The Future of AI Agents in Consumer Apps

The Transition from Reactive Interfaces to Proactive Agency

For decades, consumer software has been fundamentally reactive. Users issued commands, navigated interfaces, and manually orchestrated digital tasks. Even early AI assistants followed this pattern—responding to prompts rather than acting on intent.

That model is now reaching its limits.

By 2026, advances in large language models, multimodal reasoning, and system-level integration have enabled AI agents that no longer wait for instructions. Instead, they interpret user intent, plan actions, execute workflows, and deliver outcomes with minimal supervision. This marks a paradigm shift: software is no longer a passive tool, but an active delegate in computing.

Agency Defined: From Tasks to Intent Execution

The defining characteristic of an AI agent is agency, not intelligence alone.

Modern agents are capable of hierarchical task decomposition—breaking high-level goals into structured subtasks, sequencing actions, monitoring progress, and adapting when conditions change. This capability distinguishes agents from traditional assistants, which operate one query at a time.

Rather than responding to explicit commands, agents operate on inferred intent. They manage workflows, not isolated actions. This transition reframes software from a collection of features into a system that continuously works toward user-defined objectives.

The API-fication of Action

Agents become powerful only when they can act.

Consumer applications increasingly expose functionality through APIs, transforming apps into modular execution environments. Messaging, calendars, media libraries, financial tools, and system settings are no longer static interfaces—they are callable actions.
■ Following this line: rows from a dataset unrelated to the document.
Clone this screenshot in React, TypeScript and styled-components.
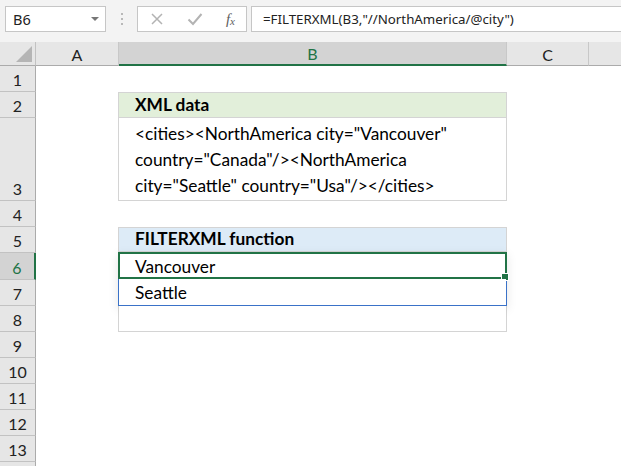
import React from "react";
import styled, { createGlobalStyle } from "styled-components";

const GlobalStyle = createGlobalStyle`
	html, body {
		margin: 0;
		padding: 0;
		background: #ffffff;
	}
	body {
		font-family: "Lato", "Open Sans", sans-serif;
		overflow: hidden;
	}
`;

const GREEN = "#217346";
const BLUE = "#3a72c8";
const ROW_HEIGHTS = [26, 26, 83, 26, 26, 27, 26, 26, 26, 26, 26, 26, 26, 20];

const App: React.FC = () => {
	return (
		<Page>
			<GlobalStyle />
			<FormulaBar>
				<NameBox>
					<span>B6</span>
					<Caret />
				</NameBox>
				<Grip>
					<i />
					<i />
					<i />
				</Grip>
				<IconBox>
					<svg width="14" height="14" viewBox="0 0 14 14">
						<path d="M2 2 L12 12 M12 2 L2 12" stroke="#b3b3b3" strokeWidth="1.5" fill="none" />
					</svg>
					<svg width="16" height="14" viewBox="0 0 16 14">
						<path d="M1.5 7.5 L6 12 L14.5 2" stroke="#b3b3b3" strokeWidth="2" fill="none" />
					</svg>
					<Fx>
						f<sub>x</sub>
					</Fx>
				</IconBox>
				<FormulaInput>=FILTERXML(B3,"//NorthAmerica/@city")</FormulaInput>
			</FormulaBar>

			<Sheet $rows={ROW_HEIGHTS}>
				<Corner>
					<svg width="16" height="16" viewBox="0 0 16 16">
						<path d="M16 0 L16 16 L0 16 Z" fill="#b5b5b5" />
					</svg>
				</Corner>
				<ColHeader>A</ColHeader>
				<ColHeader $active>B</ColHeader>
				<ColHeader>C</ColHeader>
				<ColHeader $last />

				{ROW_HEIGHTS.map((_, i) => (
					<RowHeader key={i} $row={i + 2} $active={i + 1 === 6}>
						{i < 13 ? i + 1 : ""}
					</RowHeader>
				))}

				<DataBlock $from={3} $to={5}>
					<HeadCell $fill="#e2efda">XML data</HeadCell>
					<WrapCell>
						<div>&lt;cities&gt;&lt;NorthAmerica city="Vancouver"</div>
						<div>country="Canada"/&gt;&lt;NorthAmerica</div>
						<div>city="Seattle" country="Usa"/&gt;&lt;/cities&gt;</div>
					</WrapCell>
				</DataBlock>

				<DataBlock $from={6} $to={10}>
					<HeadCell $fill="#ddebf7">FILTERXML function</HeadCell>
					<Spill>
						<Cell $selected>
							Vancouver
							<FillHandle />
						</Cell>
						<Cell>Seattle</Cell>
					</Spill>
					<Cell />
				</DataBlock>
			</Sheet>
		</Page>
	);
};

export default App;

const Page = styled.div`
	width: 621px;
	height: 466px;
	background: #ffffff;
	display: flex;
	flex-direction: column;
	overflow: hidden;
`;

const FormulaBar = styled.div`
	flex-shrink: 0;
	height: 42px;
	background: #f3f3f3;
	display: flex;
	align-items: flex-start;
	padding: 6px 0 0 5px;
	box-sizing: border-box;
	font-family: "Noto Sans", "Open Sans", sans-serif;
`;

const NameBox = styled.div`
	width: 101px;
	height: 26px;
	box-sizing: border-box;
	background: #ffffff;
	border: 1px solid #c6c6c6;
	display: flex;
	align-items: center;
	justify-content: space-between;
	padding: 0 6px 0 7px;
	font-size: 14.5px;
	color: #222;
`;

const Caret = styled.span`
	width: 0;
	height: 0;
	border-left: 4px solid transparent;
	border-right: 4px solid transparent;
	border-top: 4px solid #777;
`;

const Grip = styled.div`
	width: 31px;
	height: 26px;
	display: flex;
	flex-direction: column;
	align-items: center;
	justify-content: center;
	gap: 3px;

	& > i {
		width: 2px;
		height: 2px;
		background: #b8b8b8;
	}
`;

const IconBox = styled.div`
	width: 110px;
	height: 26px;
	box-sizing: border-box;
	background: #ffffff;
	border: 1px solid #c6c6c6;
	display: flex;
	align-items: center;
	padding: 0 11px 0 12px;
	justify-content: space-between;
`;

const Fx = styled.span`
	font-family: "Liberation Serif", serif;
	font-style: italic;
	font-size: 15px;
	color: #5e5e5e;
	line-height: 1;

	& > sub {
		font-size: 11px;
		vertical-align: -1px;
	}
`;

const FormulaInput = styled.div`
	flex: 1;
	margin-left: 4px;
	height: 26px;
	box-sizing: border-box;
	background: #ffffff;
	border: 1px solid #c6c6c6;
	border-right: none;
	display: flex;
	align-items: center;
	padding-left: 11px;
	font-size: 13.3px;
	color: #222;
	white-space: nowrap;
`;

const Sheet = styled.div<{ $rows: number[] }>`
	flex-shrink: 0;
	display: grid;
	grid-template-columns: 36px 83px 388px 82px 1fr;
	grid-template-rows: 24px ${(p) => p.$rows.map((h) => `${h}px`).join(" ")};
	font-family: "Lato", "Open Sans", sans-serif;
`;

const Corner = styled.div`
	background: #e6e6e6;
	border-right: 1px solid #c2c2c2;
	border-bottom: 1px solid #ababab;
	display: flex;
	align-items: flex-end;
	justify-content: flex-end;
	padding: 0 3px 3px 0;
`;

const ColHeader = styled.div<{ $active?: boolean; $last?: boolean }>`
	background: ${(p) => (p.$active ? "#d3d3d3" : "#e6e6e6")};
	border-right: ${(p) => (p.$last ? "none" : "1px solid #c8c8c8")};
	border-bottom: ${(p) => (p.$active ? `2px solid ${GREEN}` : "1px solid #ababab")};
	color: ${(p) => (p.$active ? GREEN : "#222")};
	display: flex;
	align-items: center;
	justify-content: center;
	font-size: 16px;
	padding-top: 1px;
`;

const RowHeader = styled.div<{ $row: number; $active?: boolean }>`
	grid-column: 1;
	grid-row: ${(p) => p.$row};
	background: ${(p) => (p.$active ? "#d3d3d3" : "#e6e6e6")};
	border-right: ${(p) => (p.$active ? `2px solid ${GREEN}` : "1px solid #ababab")};
	border-bottom: 1px solid #c2c2c2;
	color: ${(p) => (p.$active ? GREEN : "#222")};
	display: flex;
	align-items: flex-end;
	justify-content: center;
	padding-bottom: 2px;
	font-size: 16px;
`;

const DataBlock = styled.div<{ $from: number; $to: number }>`
	grid-column: 3;
	grid-row: ${(p) => p.$from} / ${(p) => p.$to};
	border: 1px solid #d4d4d4;
	border-top: none;
	margin-left: -1px;
	display: flex;
	flex-direction: column;
	color: #000;
	font-size: 17.3px;
`;

const HeadCell = styled.div<{ $fill: string }>`
	height: 26px;
	box-sizing: border-box;
	background: ${(p) => p.$fill};
	border-bottom: 1px solid #d4d4d4;
	border-top: 1px solid #d4d4d4;
	font-weight: 700;
	display: flex;
	align-items: flex-end;
	padding: 0 0 2px 16px;
`;

const WrapCell = styled.div`
	flex: 1;
	display: flex;
	flex-direction: column;
	justify-content: flex-end;
	padding: 0 0 1px 16px;
	line-height: 26px;
	white-space: nowrap;
`;

const Spill = styled.div`
	display: flex;
	flex-direction: column;
	border: 1px solid ${BLUE};
	border-top: none;
	margin: 0 -1px;
	box-shadow: 0 3px 10px rgba(0, 0, 0, 0.1);
`;

const Cell = styled.div<{ $selected?: boolean }>`
	position: relative;
	height: ${(p) => (p.$selected ? "27px" : "26px")};
	box-sizing: border-box;
	display: flex;
	align-items: flex-end;
	padding: 0 0 2px 16px;
	background: #ffffff;
	${(p) =>
		p.$selected &&
		`
		border: 2px solid ${GREEN};
		margin: 0 -1px;
		padding-left: 15px;
		padding-bottom: 0;
	`}
`;

const FillHandle = styled.span`
	position: absolute;
	right: -4px;
	bottom: -4px;
	width: 6px;
	height: 6px;
	background: ${GREEN};
	border: 1px solid #ffffff;
`;
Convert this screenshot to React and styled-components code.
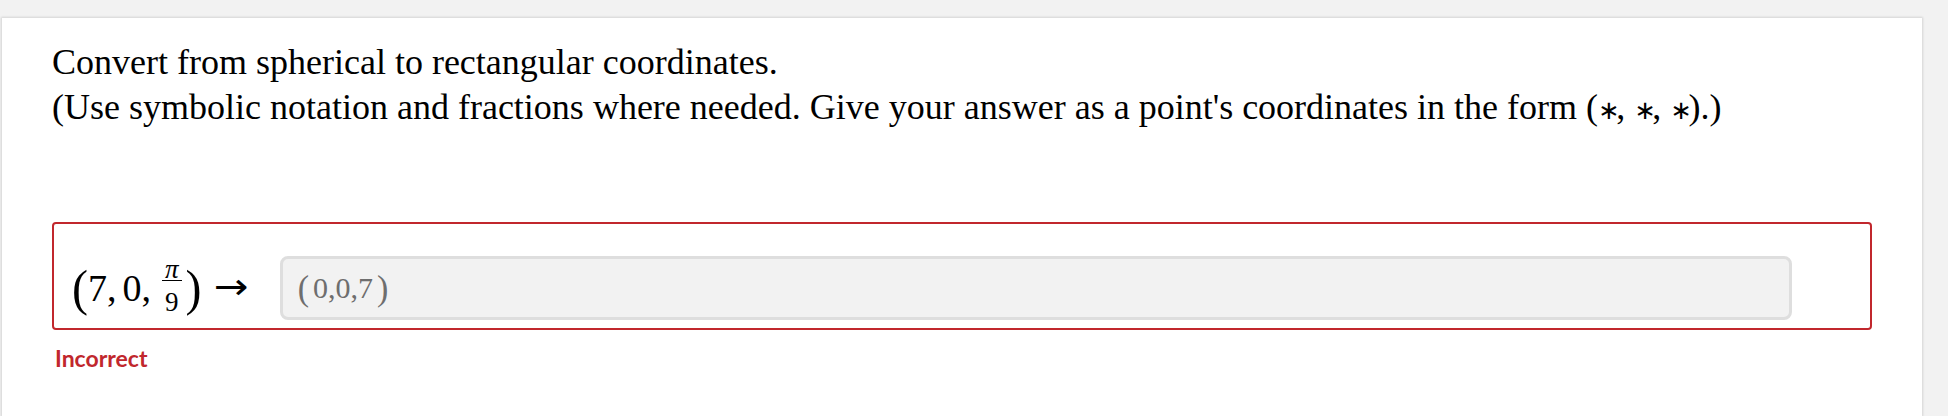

This API-fication of action allows agents to orchestrate workflows across multiple services. The agent does not replace applications; it coordinates them. As more apps expose standardized functions, the surface area of agentic behavior expands rapidly.

Execution, not interaction, becomes the primary interface.

Intent-Based UI and Outcome-as-a-Service

This shift fundamentally changes product design.

As agents mature, interfaces move toward Intent-Based UI—sometimes described as Invisible UI—where users no longer search for buttons or menus. Instead, the system interprets context, assembles the necessary steps, and executes in the background.

This enables a new economic model: Outcome-as-a-Service (OaaS).

Users no longer purchase software to perform tasks; they purchase outcomes. The value proposition shifts from feature access to goal fulfillment. Software competes not on usability, but on how reliably it delivers results aligned with user intent.

This is not a UX trend. It is a structural redefinition of consumer computing.

Why Consumer Apps Are the Ideal Adoption Layer

Consumer applications provide the ideal environment for agent adoption.

Billions of daily digital actions—searching, organizing, scheduling, formatting, configuring—are repetitive and pattern-driven. Agents can learn these routines by observing behavior over time, enabling personalized automation without explicit configuration.

Early deployments show that agents can successfully execute multi-step workflows in constrained environments, outperforming traditional rule-based automation. Performance degrades with ambiguity, but even partial automation delivers significant friction reduction at scale.

Consumer apps offer volume, repetition, and feedback—the raw materials of agent learning.

Memory, Trust, and the Rise of On-Device Intelligence

Two constraints dominate the next phase: memory and trust.

Agents require persistent memory to improve over time. Without it, they remain stateless and repetitive. Yet storing personal memory raises privacy concerns, pushing architectures toward on-device AI rather than cloud-only processing.

By the end of 2025, AI-capable PCs are expected to account for roughly 31% of the installed base, reflecting a broader shift toward local inference. The on-device AI market is expanding rapidly because trust-sensitive tasks—personal scheduling, private communication, behavioral modeling—must be handled close to the user.

Local memory, combined with cloud-based reasoning, creates a hybrid architecture where privacy and capability coexist. This balance is essential for consumer trust.

The Inversion of the Learning Curve

As of 2026, AI agents in consumer apps remain supervised systems. They propose actions, execute bounded workflows, and request confirmation when risk is high. Full autonomy across open-ended scenarios remains unlikely in the near term.

However, the trajectory is clear.

Consumer computing is shifting from command execution to intent fulfillment, from visible interfaces to invisible coordination, and from software that users learn to software that learns users.

This represents an inversion of the learning curve: software now bears the cognitive burden of adaptation.

The future of AI agents in consumer apps is not about replacing human decision-making. It is about absorbing digital complexity so humans can focus on goals, not tools.